Also, will the GT540m be able to run 2009-10 games at medium levels at 1080p on the Bravia?

I'm swinging towards the Asus too!


----------



## aroraanant (Jan 8, 2012)

Yes it will be able to play/run 2009-2010 games


----------



## STROMHAWK (Apr 6, 2012)

Guys, can anyone tell me the latest price of ASUS K53SV-SX521D laptop as i hear that the prices have changed alot after the new budget which gave a big blow to electronic gadget lovers. Can you also tell me whether it is available in stores, online as i also hearf that the production of this model is being stopped. If you know any dealer in chennai or hyderabad, it will much helpful for me.eagerly waiting for your replies Thank you.


----------



## pratyush997 (Apr 6, 2012)

Blindly Go with Asus K Series K53SV-SX521D which comes with Free DOS, You can straightly save about 6k-10k on Windows and it has good config too.By the way I suggest to you to take a look @ *Asus K43SA-VX041D*>>Asus K43SA-VX041D / 2nd Generation Core i7 / 8 GB / 750 GB / DOS: Flipkart.com: Compare, Review Asus Notebook<< which has chick let keyboard and it has USB 3.0 Port 
In K53SV-SX521D--GFX is ranked @ 183* 
and in K43SA-VX041D --GFX is ranked @ 180*
Both of them has amazing quad-core Processor which is Ranked @ 52*
Both has same resolution  1366 x 768 Pixel, So better go for K43SA-VX041D which has 14" HD display..
ASUS K53SV-SX521D is priced at Rs. 48999
And ASUS K43SA-VX041D is priced at Rs. *469213*
*Hope I helped you!!!!*

NOTE:-Rankings are collected from PassMark Intel vs AMD CPU Benchmarks - High End


----------



## sarthak (Apr 6, 2012)

@STROMHAWK 
You can also consider HP DV6 7012tx. It has preinstalled OS also and better graphics than the asus but Core i5 instead of i7. You won't need an i7 unless you are doing heavy computing tasks.


----------



## samudragupta (Apr 6, 2012)

IMO go for the asus or hp since dell now comes without FHD, hence is a waste of money.


----------



## STROMHAWK (Apr 6, 2012)

Thank you ever1 for your valuable suggestions
@sarthak
Thank u soo much for your suggestion.  I'm already a user of HP. Its good but it has many problems related to power. Battery will damage very frequently and sometimes the charger will also damage. More power is wasted due to over heat from the laptop and even the cost of the laptop and repairs is also high.

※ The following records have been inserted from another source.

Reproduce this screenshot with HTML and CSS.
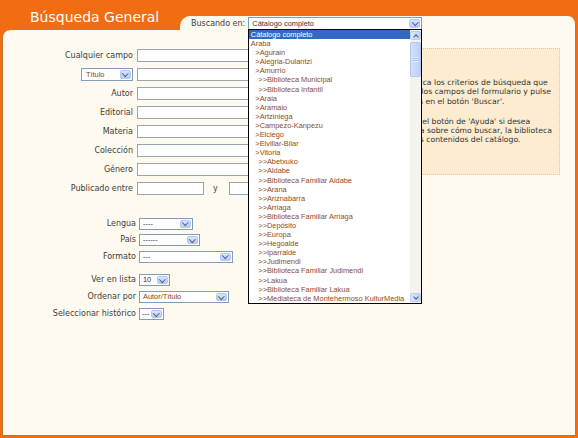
FILE: index.html
```html
<!DOCTYPE html>
<html lang="es">
<head>
<meta charset="utf-8">
<title>Búsqueda General</title>
<link rel="stylesheet" href="styles.css">
</head>
<body>
<div class="frame">
  <div class="head">
    <div class="tab"><h1 class="title">Búsqueda General</h1></div>
    <div class="head-fill">
      <span class="scope-label">Buscando en:</span>
      <div class="combo combo-scope">
        <div class="select s-scope">
          <span class="select-value">Cátalogo completo</span>
          <span class="arrow"></span>
        </div>
        <div class="listbox">
          <ul class="options">
            <li class="opt selected">Cátalogo completo</li>
            <li class="opt">Araba</li>
            <li class="opt l1">&gt;Agurain</li>
            <li class="opt l1">&gt;Alegria-Dulantzi</li>
            <li class="opt l1">&gt;Amurrio</li>
            <li class="opt l2">&gt;&gt;Biblioteca Municipal</li>
            <li class="opt l2">&gt;&gt;Biblioteca Infantil</li>
            <li class="opt l1">&gt;Araia</li>
            <li class="opt l1">&gt;Aramaio</li>
            <li class="opt l1">&gt;Artziniega</li>
            <li class="opt l1">&gt;Campezo-Kanpezu</li>
            <li class="opt l1">&gt;Elciego</li>
            <li class="opt l1">&gt;Elvillar-Bilar</li>
            <li class="opt l1">&gt;Vitoria</li>
            <li class="opt l2">&gt;&gt;Abetxuko</li>
            <li class="opt l2">&gt;&gt;Aldabe</li>
            <li class="opt l2">&gt;&gt;Biblioteca Familiar Aldabe</li>
            <li class="opt l2">&gt;&gt;Arana</li>
            <li class="opt l2">&gt;&gt;Ariznabarra</li>
            <li class="opt l2">&gt;&gt;Arriaga</li>
            <li class="opt l2">&gt;&gt;Biblioteca Familiar Arriaga</li>
            <li class="opt l2">&gt;&gt;Depósito</li>
            <li class="opt l2">&gt;&gt;Europa</li>
            <li class="opt l2">&gt;&gt;Hegoalde</li>
            <li class="opt l2">&gt;&gt;Iparralde</li>
            <li class="opt l2">&gt;&gt;Judimendi</li>
            <li class="opt l2">&gt;&gt;Biblioteca Familiar Judimendi</li>
            <li class="opt l2">&gt;&gt;Lakua</li>
            <li class="opt l2">&gt;&gt;Biblioteca Familiar Lakua</li>
            <li class="opt l2">&gt;&gt;Mediateca de Montehermoso KulturMedia</li>
          </ul>
          <div class="scrollbar">
            <span class="sb-btn up"></span>
            <span class="sb-thumb"></span>
            <span class="sb-track"></span>
            <span class="sb-btn down"></span>
          </div>
        </div>
      </div>
    </div>
  </div>

  <div class="body">
    <form class="form">
      <div class="fields">
        <label class="lbl">Cualquier campo</label>
        <input class="text wide" type="text">

        <div class="lbl">
          <div class="select s-titulo"><span class="select-value red">Título</span><span class="arrow"></span></div>
        </div>
        <input class="text wide" type="text">

        <label class="lbl">Autor</label>
        <input class="text wide" type="text">

        <label class="lbl">Editorial</label>
        <input class="text wide" type="text">

        <label class="lbl">Materia</label>
        <input class="text wide" type="text">

        <label class="lbl">Colección</label>
        <input class="text wide" type="text">

        <label class="lbl">Género</label>
        <input class="text wide" type="text">

        <label class="lbl">Publicado entre</label>
        <div class="pair">
          <input class="text short" type="text">
          <span class="and">y</span>
          <input class="text short" type="text">
        </div>
      </div>

      <div class="filters">
        <span class="lbl">Lengua</span>
        <div class="select s-lengua"><span class="select-value">----</span><span class="arrow"></span></div>

        <span class="lbl">País</span>
        <div class="select s-pais"><span class="select-value">------</span><span class="arrow"></span></div>

        <span class="lbl">Formato</span>
        <div class="select s-formato"><span class="select-value">---</span><span class="arrow"></span></div>
      </div>

      <div class="filters options-group">
        <span class="lbl">Ver en lista</span>
        <div class="select s-ver"><span class="select-value">10</span><span class="arrow"></span></div>

        <span class="lbl">Ordenar por</span>
        <div class="select s-orden"><span class="select-value red">Autor/Título</span><span class="arrow"></span></div>

        <span class="lbl">Seleccionar histórico</span>
        <div class="select s-hist"><span class="select-value">---</span><span class="arrow"></span></div>
      </div>
    </form>

    <div class="info">
      <p>Introduzca los criterios de búsqueda que<br>elija en los campos del formulario y pulse<br>después en el botón 'Buscar'.</p>
      <p>Emplee el botón de 'Ayuda' si desea<br>una guía sobre cómo buscar, la biblioteca<br>y demás contenidos del catálogo.</p>
    </div>
  </div>
</div>
</body>
</html>
```

FILE: styles.css
```css
* { box-sizing: border-box; }

html, body {
  margin: 0;
  padding: 0;
}

body {
  width: 578px;
  height: 438px;
  overflow: hidden;
  background: #f26c12;
  font-family: "DejaVu Sans", Verdana, sans-serif;
}

.frame {
  width: 578px;
  height: 438px;
  background: #f26c12;
  padding: 0 2px 2px;
  display: flex;
  flex-direction: column;
}

/* ---------- header ---------- */
.head {
  display: flex;
  height: 30px;
  flex: none;
}

.tab {
  width: 178px;
  flex: none;
  padding: 9px 0 0 28px;
}

.title {
  margin: 0;
  font-weight: normal;
  font-size: 14px;
  line-height: 16px;
  color: #ffffff;
  white-space: nowrap;
}

.head-fill {
  flex: 1;
  margin-top: 16px;
  background: #fffaef;
  border-right: 1px solid #b87838;
  border-top-left-radius: 10px;
  border-top-right-radius: 8px;
  display: flex;
  align-items: flex-start;
  gap: 3px;
  padding: 1px 0 0 11px;
  position: relative;
  z-index: 2;
}

.scope-label {
  font-size: 8px;
  line-height: 13px;
  color: #3c3c3c;
  white-space: nowrap;
}

.combo {
  position: relative;
}

/* ---------- XP-like select ---------- */
.select {
  display: flex;
  align-items: stretch;
  height: 12px;
  border: 1px solid #7f9db9;
  background: #ffffff;
}

.select-value {
  flex: 1;
  padding-left: 3px;
  font-family: "Liberation Sans", Arial, sans-serif;
  font-size: 7.4px;
  line-height: 10px;
  color: #333333;
  white-space: nowrap;
  overflow: hidden;
}

.select-value.red { color: #8b3a17; }

.arrow {
  flex: none;
  width: 11px;
  margin: 1px 1px 1px 0;
  background: linear-gradient(#d9e4fd, #b9cbf6);
  border: 1px solid #b3c6ef;
  border-radius: 2px;
  display: flex;
  align-items: center;
  justify-content: center;
}

.arrow::after {
  content: "";
  width: 3.5px;
  height: 3.5px;
  border: solid #4a5f8c;
  border-width: 0 1.6px 1.6px 0;
  transform: translateY(-1px) rotate(45deg);
}

.s-scope { width: 174px; height: 13px; }
.s-scope .select-value { line-height: 11px; padding-left: 3px; }
.s-titulo { width: 52px; height: 13px; }
.s-titulo .select-value { line-height: 11px; padding-left: 4px; }
.s-lengua { width: 54px; }
.s-pais { width: 61px; }
.s-formato { width: 94px; }
.s-ver { width: 31px; }
.s-orden { width: 90px; }
.s-hist { width: 25px; }
.s-hist .select-value { padding-left: 2px; }

/* ---------- open list ---------- */
.listbox {
  position: absolute;
  top: 12px;
  left: 0;
  width: 174px;
  height: 275px;
  border: 1px solid #000000;
  background: #ffffff;
  display: flex;
  z-index: 5;
}

.options {
  flex: 1;
  margin: 0;
  padding: 0;
  list-style: none;
  overflow: hidden;
}

.opt {
  height: 9.1px;
  line-height: 9.1px;
  padding-left: 1.5px;
  font-family: "Liberation Sans", Arial, sans-serif;
  font-size: 7.4px;
  color: #8f4a1c;
  white-space: nowrap;
  overflow: hidden;
}

.opt.l1 { padding-left: 6px; }
.opt.l2 { padding-left: 9px; }

.opt.selected {
  background: #316ac5;
  color: #ffffff;
}

.scrollbar {
  flex: none;
  width: 11px;
  display: flex;
  flex-direction: column;
  padding: 1px 0;
  background: #f4f3ee;
}

.sb-btn {
  flex: none;
  height: 9px;
  background: linear-gradient(90deg, #dde7fe, #c2d3fa);
  border: 1px solid #bccdf3;
  border-radius: 2px;
  display: flex;
  align-items: center;
  justify-content: center;
}

.sb-btn::after {
  content: "";
  width: 3px;
  height: 3px;
  border: solid #4a5f8c;
  border-width: 0 1.5px 1.5px 0;
}

.sb-btn.up::after { transform: translateY(1px) rotate(-135deg); }
.sb-btn.down::after { transform: translateY(-1px) rotate(45deg); }

.sb-thumb {
  flex: none;
  height: 35px;
  margin-top: 1.7px;
  background: linear-gradient(90deg, #d3dffd, #bccff9);
  border: 1px solid #b3c6f0;
  border-radius: 2px;
  display: flex;
  align-items: center;
  justify-content: center;
}

.sb-thumb::after {
  content: "";
  width: 5px;
  height: 5px;
  background: repeating-linear-gradient(#eef3ff 0 1px, #9fb5e6 1px 2px);
}

.sb-track { flex: 1; }

/* ---------- body ---------- */
.body {
  flex: 1;
  background: #fffaef;
  border: 1px solid #b87838;
  border-top: 0;
  border-top-left-radius: 8px;
  display: flex;
  align-items: flex-start;
}

.form {
  flex: none;
  width: 340px;
  margin: 0;
  padding-top: 19px;
}

.lbl {
  justify-self: end;
  font-size: 8px;
  line-height: 13px;
  color: #3c3c3c;
  white-space: nowrap;
}

.fields {
  display: grid;
  grid-template-columns: 130px auto;
  column-gap: 4px;
  row-gap: 6px;
  align-items: center;
  justify-items: start;
}

.text {
  display: block;
  height: 13px;
  margin: 0;
  padding: 0 2px;
  border: 1px solid #9ba5b0;
  background: #ffffff;
  font: inherit;
  font-size: 8px;
}

.text.wide { width: 160px; }
.text.short { width: 67px; }

.pair {
  display: flex;
  align-items: center;
}

.and {
  margin: 0 11px 0 9px;
  font-size: 8px;
  line-height: 13px;
  color: #3c3c3c;
}

.filters {
  display: grid;
  grid-template-columns: 133px auto;
  column-gap: 3px;
  row-gap: 4.5px;
  align-items: center;
  justify-items: start;
  margin-top: 22.5px;
}

.filters .lbl { line-height: 12px; }

.filters.options-group {
  margin-top: 11.5px;
  row-gap: 5px;
}

/* ---------- help box ---------- */
.info {
  flex: none;
  width: 179px;
  margin: 18px 15px 0 auto;
  padding: 29px 0 30px 9px;
  background: #fdecd0;
  border: 1px dotted #efc48c;
  font-size: 7.7px;
  line-height: 9.3px;
  color: #333333;
  white-space: nowrap;
}

.info p { margin: 0 0 10.7px; }
.info p:last-child { margin-bottom: 0; }
```
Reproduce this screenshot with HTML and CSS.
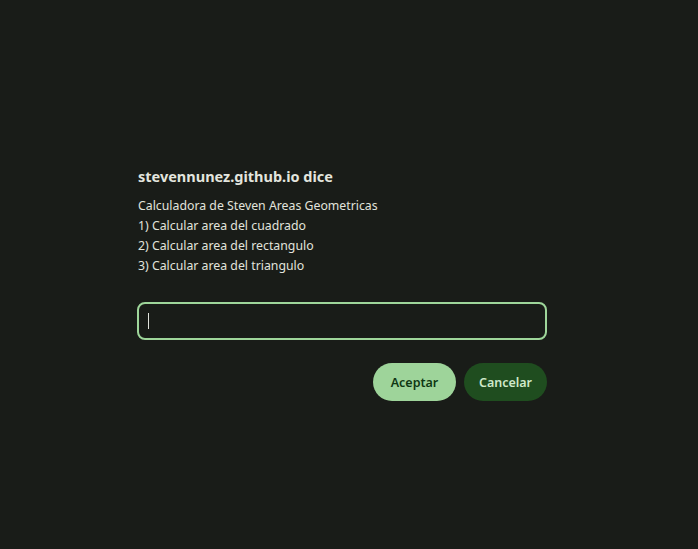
FILE: index.html
```html
<!DOCTYPE html>
<html lang="es">
<head>
<meta charset="utf-8">
<link rel="stylesheet" href="styles.css">
</head>
<body>
<div class="dialog">
  <h1 class="title">stevennunez.github.io dice</h1>
  <div class="message">
    <p>Calculadora de Steven Areas Geometricas</p>
    <p>1) Calcular area del cuadrado</p>
    <p>2) Calcular area del rectangulo</p>
    <p>3) Calcular area del triangulo</p>
  </div>
  <div class="field"><span class="caret"></span></div>
  <div class="actions">
    <button class="btn btn-ok">Aceptar</button>
    <button class="btn btn-cancel">Cancelar</button>
  </div>
</div>
</body>
</html>
```
FILE: styles.css
```css
html, body {
  margin: 0;
  padding: 0;
  background: #191c18;
  height: 100%;
}
body {
  font-family: "Noto Sans", "Open Sans", sans-serif;
  color: #e1e3dc;
}
.dialog {
  width: 410px;
  margin-left: 137px;
  padding-top: 165px;
  display: flex;
  flex-direction: column;
}
.title {
  margin: 0 0 0 1px;
  font-size: 14.5px;
  font-weight: 700;
  line-height: 22px;
  color: #e3e5de;
}
.message {
  margin: 9px 0 0 1px;
  font-size: 12.3px;
  line-height: 20px;
}
.message p {
  margin: 0;
}
.field {
  margin-top: 26px;
  height: 34px;
  border: 2px solid #9ed69a;
  border-radius: 8px;
  display: flex;
  align-items: center;
  padding-left: 9px;
}
.caret {
  width: 1px;
  height: 16px;
  background: #e1e3dc;
}
.actions {
  margin-top: 23px;
  display: flex;
  justify-content: flex-end;
  gap: 8px;
}
.btn {
  height: 38px;
  width: 83px;
  border: none;
  border-radius: 19px;
  font-family: "Noto Sans", "Open Sans", sans-serif;
  font-size: 12.5px;
  font-weight: 600;
  padding: 0;
}
.btn-ok {
  background: #9ed49a;
  color: #0f3813;
}
.btn-cancel {
  background: #1f4d1f;
  color: #cfe9c9;
}
```
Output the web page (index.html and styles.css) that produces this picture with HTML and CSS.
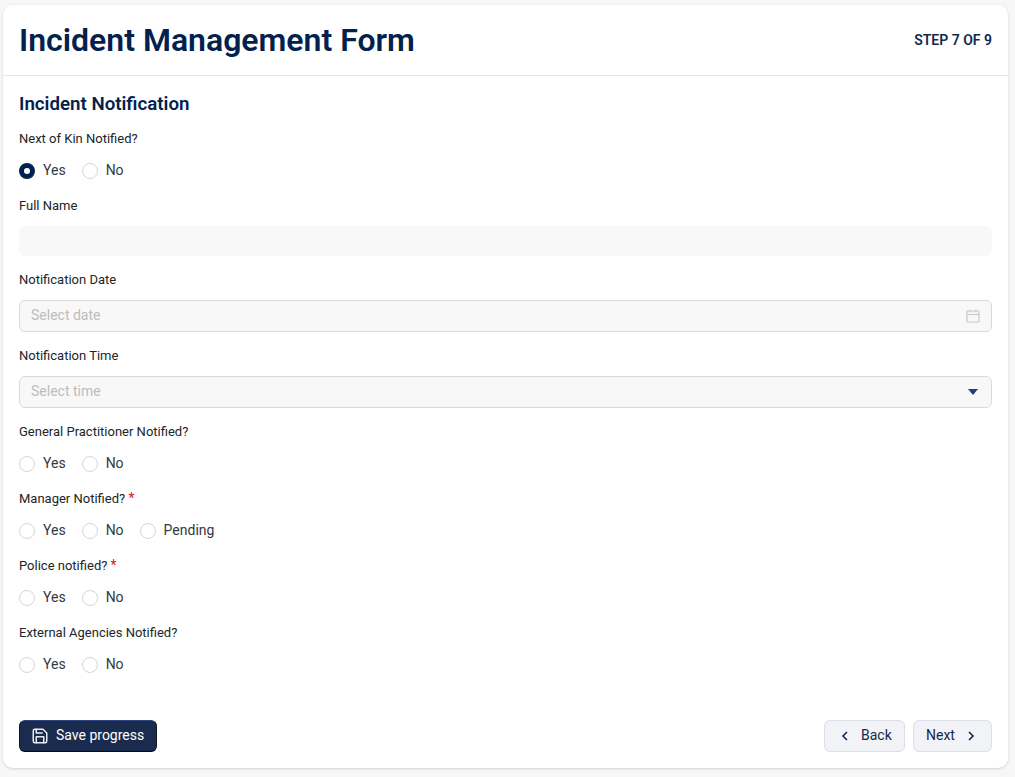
FILE: index.html
```html
<!DOCTYPE html>
<html lang="en">
<head>
  <meta charset="UTF-8" />
  <title>Incident Management Form</title>
  <meta name="viewport" content="width=device-width, initial-scale=1.0" />
  <link rel="stylesheet" href="styles.css">
</head>
<body>
  <div class="card">
    <div class="header">
      <h1>Incident Management Form</h1>
      <div class="step">STEP 7 OF 9</div>
    </div>

    <div class="content">
      <h2>Incident Notification</h2>

      <div class="field">
        <div class="label">Next of Kin Notified?</div>
        <div class="radios">
          <div class="radio"><span class="dot checked"></span>Yes</div>
          <div class="radio"><span class="dot"></span>No</div>
        </div>
      </div>

      <div class="field">
        <div class="label">Full Name</div>
        <div class="input name"></div>
      </div>

      <div class="field">
        <div class="label">Notification Date</div>
        <div class="input boxed">
          <span class="placeholder">Select date</span>
          <svg width="14" height="14" viewBox="0 0 14 14" fill="none" stroke="#c8c8c8" stroke-width="1.2">
            <rect x="1" y="2" width="12" height="11" rx="1"/>
            <path d="M1 5.5h12M4 0.5v3M10 0.5v3"/>
          </svg>
        </div>
      </div>

      <div class="field">
        <div class="label">Notification Time</div>
        <div class="input boxed">
          <span class="placeholder">Select time</span>
          <svg class="caret" width="10" height="6" viewBox="0 0 10 6"><path d="M0 0h10L5 6z" fill="#1f3f7a"/></svg>
        </div>
      </div>

      <div class="field">
        <div class="label">General Practitioner Notified?</div>
        <div class="radios">
          <div class="radio"><span class="dot"></span>Yes</div>
          <div class="radio"><span class="dot"></span>No</div>
        </div>
      </div>

      <div class="field">
        <div class="label">Manager Notified? <span class="req">*</span></div>
        <div class="radios">
          <div class="radio"><span class="dot"></span>Yes</div>
          <div class="radio"><span class="dot"></span>No</div>
          <div class="radio"><span class="dot"></span>Pending</div>
        </div>
      </div>

      <div class="field">
        <div class="label">Police notified? <span class="req">*</span></div>
        <div class="radios">
          <div class="radio"><span class="dot"></span>Yes</div>
          <div class="radio"><span class="dot"></span>No</div>
        </div>
      </div>

      <div class="field">
        <div class="label">External Agencies Notified?</div>
        <div class="radios">
          <div class="radio"><span class="dot"></span>Yes</div>
          <div class="radio"><span class="dot"></span>No</div>
        </div>
      </div>
    </div>

    <div class="footer">
      <button class="btn save">
        <svg width="18" height="18" viewBox="0 0 24 24" fill="none" stroke="#e8ebf2" stroke-width="2" stroke-linecap="round" stroke-linejoin="round">
          <path d="M5 3h11l5 5v11a2 2 0 0 1-2 2H5a2 2 0 0 1-2-2V5a2 2 0 0 1 2-2z"/>
          <path d="M17 21v-8H7v8M7 3v5h8"/>
        </svg>
        Save progress
      </button>
      <div class="nav">
        <button class="btn plain back">
          <svg width="12" height="12" viewBox="0 0 12 12" fill="none" stroke="#0f2a52" stroke-width="1.6"><path d="M8 2 4 6l4 4"/></svg>
          Back
        </button>
        <button class="btn plain next">
          Next
          <svg width="12" height="12" viewBox="0 0 12 12" fill="none" stroke="#0f2a52" stroke-width="1.6"><path d="m4 2 4 4-4 4"/></svg>
        </button>
      </div>
    </div>
  </div>
</body>
</html>
```

FILE: styles.css
```css
* {
  box-sizing: border-box;
}

body {
  margin: 0;
  padding: 5px 7px 9px 3px;
  height: 777px;
  background: #f7f7f7;
  font-family: Roboto, "Liberation Sans", sans-serif;
  color: #212529;
  overflow: hidden;
}

.card {
  display: flex;
  flex-direction: column;
  height: 763px;
  background: #fff;
  border-radius: 10px;
  box-shadow: 0 1px 3px rgba(0, 0, 0, 0.15);
}

.header {
  display: flex;
  justify-content: space-between;
  align-items: center;
  height: 71px;
  padding: 0 16px;
  border-bottom: 1px solid #e6e6e6;
}

h1 {
  margin: 0;
  font-size: 32px;
  font-weight: 600;
  color: #03214d;
}

.step {
  font-size: 14px;
  font-weight: 600;
  color: #12294d;
}

.content {
  padding: 16px 16px 0;
}

h2 {
  margin: 0 0 12px;
  font-size: 18.72px;
  line-height: 24px;
  font-weight: 600;
  color: #03214d;
}

.field {
  margin-bottom: 13px;
}

.label {
  font-size: 13px;
  line-height: 20px;
  padding-top: 1px;
  height: 20px;
  margin-bottom: 11px;
  color: #212529;
}

.req {
  font-size: 14px;
  line-height: 0;
  color: #e81010;
}

.radios {
  display: flex;
  gap: 16px;
  height: 22px;
  margin-bottom: 14px;
}

.radio {
  display: flex;
  align-items: center;
  gap: 8px;
  font-size: 14px;
  color: #343a40;
}

.dot {
  width: 16px;
  height: 16px;
  margin-top: 2px;
  border: 1px solid #d6d6d6;
  border-radius: 50%;
  background: #fff;
}

.dot.checked {
  border: 5px solid #03214d;
}

.input {
  background: #f8f8f8;
  border-radius: 6px;
}

.input.name {
  height: 30px;
}

.input.boxed {
  display: flex;
  justify-content: space-between;
  align-items: center;
  height: 32px;
  padding: 0 11px;
  border: 1px solid #dadada;
}

.placeholder {
  margin-top: -2px;
  font-size: 14px;
  color: #bdbdbd;
}

.caret {
  margin-right: 2px;
}

.footer {
  display: flex;
  justify-content: space-between;
  margin-top: auto;
  padding: 0 16px 16px;
}

.nav {
  display: flex;
  gap: 8px;
}

.btn {
  display: flex;
  align-items: center;
  height: 32px;
  padding-bottom: 3px;
  font-family: inherit;
  font-size: 14px;
  white-space: nowrap;
  border-radius: 6px;
}

.btn svg {
  margin-top: 2px;
}

.btn.save {
  width: 138px;
  gap: 7px;
  padding-left: 11px;
  padding-right: 0;
  color: #fff;
  background: #1a2b4d;
  border: 1px solid;
  border-color: #2a4480 #0d1526 #050a14;
}

.btn.plain {
  gap: 10px;
  color: #12294d;
  background: #f2f3f6;
  border: 1px solid #dcdfe5;
}

.btn.back {
  width: 81px;
  padding-left: 14px;
  padding-right: 12px;
}

.btn.next {
  width: 79px;
  padding-left: 12px;
  padding-right: 14px;
}
```
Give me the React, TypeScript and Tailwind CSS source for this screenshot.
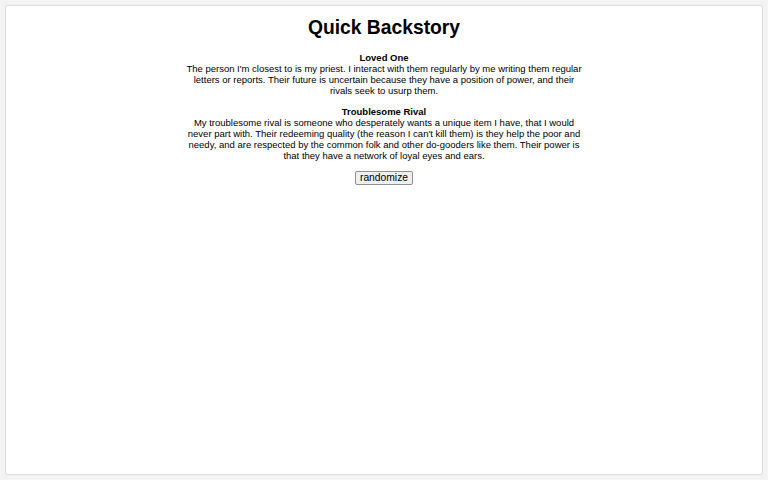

Other than that everything is perfect. So i just wanted to try a new brand. I have many friends who uses HP laptops and they all reported the same problems since 3 years.  HP is very good company but it has to rectify the power related problems.


----------



## dashing.sujay (Apr 6, 2012)

*STROMHAWK* Welcome to TDF 

Please create a new thread with your queries instead of bumping old ones.
Also go through this before creating a thread. [IMP] Read Before Posting
Closing.


----------